De entre las capacidades de uno, el interés que los asuntos concretos nos suscitan, las disposiciones naturales que uno tiene, los deseos, un día puede brotar la necesidad imperiosa de cruzar un océano para escuchar el canto del ruiseñor, otro caminar miles de kilómetros para llegar a alguna Meca o, sin moverte de tu pueblo, como fue el caso de Kant, dedicarse a desentrañar preguntas como las que ocuparon toda su vida intelectual: ¿qué puedo conocer?, ¿qué debo hacer?, ¿qué puedo esperar? Lo que no parece posible es que se pueda dar todo a la vez, bien que no sea el caso de Burroughs que, como se dice en la introducción del libro es cierto que era capaz de vivir emboscado en soledad, pero también disfrutaba de irse de acampada con el presidente Roosevelt, podía debatir sobre teología con Ralph Waldo Emerson o emborracharse con Oscar Wilde, discutir sobre el progreso con Henry Ford y sobre poesía con Thomas Carlyle. No es fácil encontrar personas con sensibilidad y saberes tales como para integrar en su amor a la naturaleza tantos y tantos conocimientos.

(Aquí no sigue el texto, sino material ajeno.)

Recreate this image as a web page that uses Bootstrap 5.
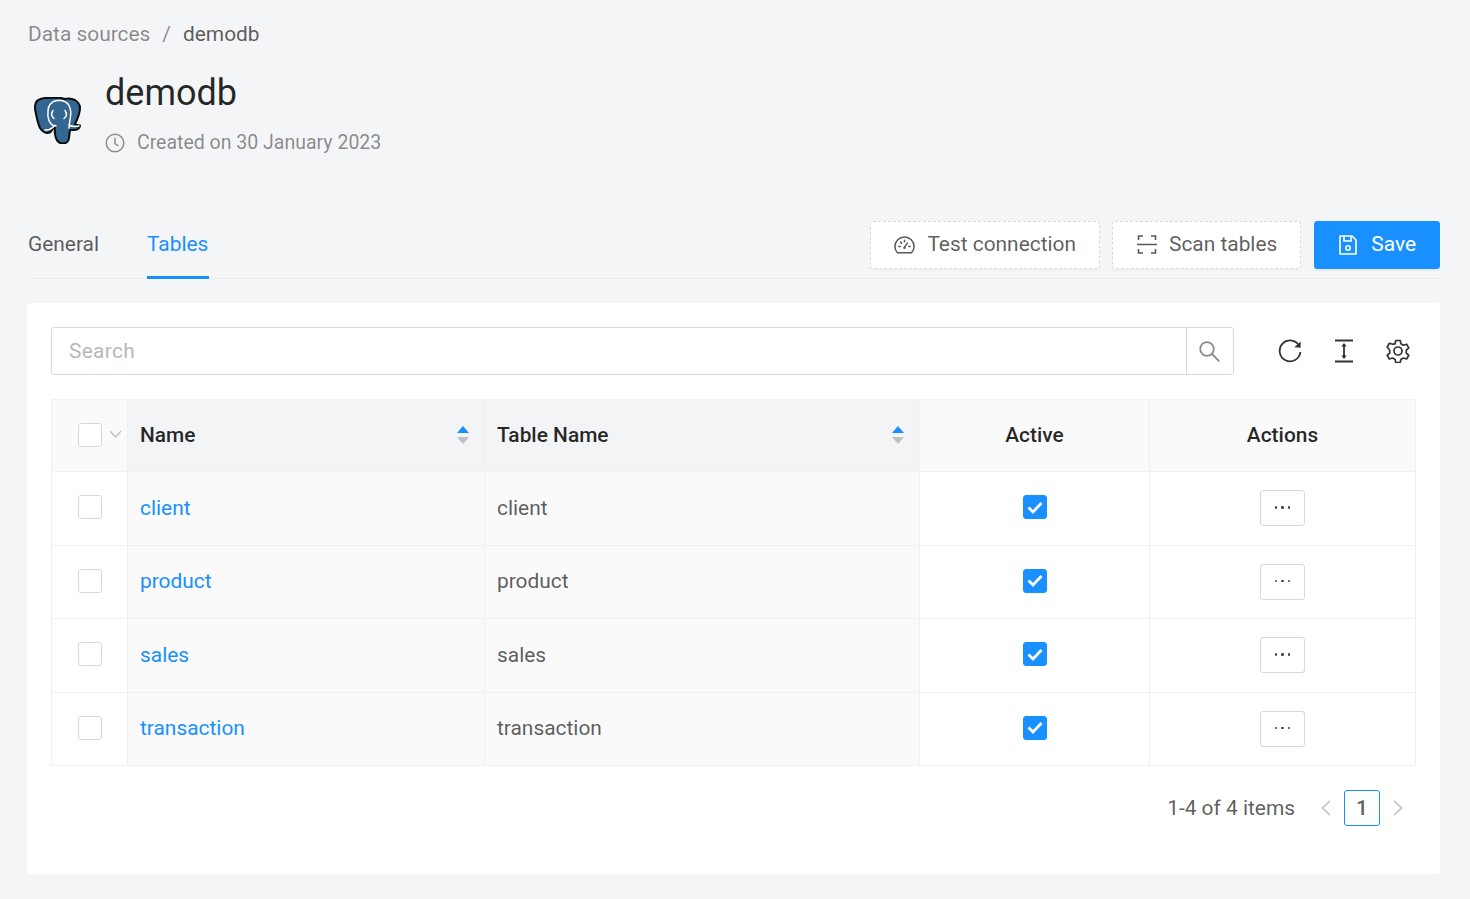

Y además están las paradojas. Burroughs cruzó el Atlántico y trajinó un mes para escuchar al ruiseñor, sin conseguirlo, mientras nosotros en casa tenemos que ponernos tapones de cera en los oídos cada primavera cuando el ruiseñor se instala en las ramas de los árboles de nuestra parcela porque en caso contrario pasaríamos la primavera sin pegar ojo.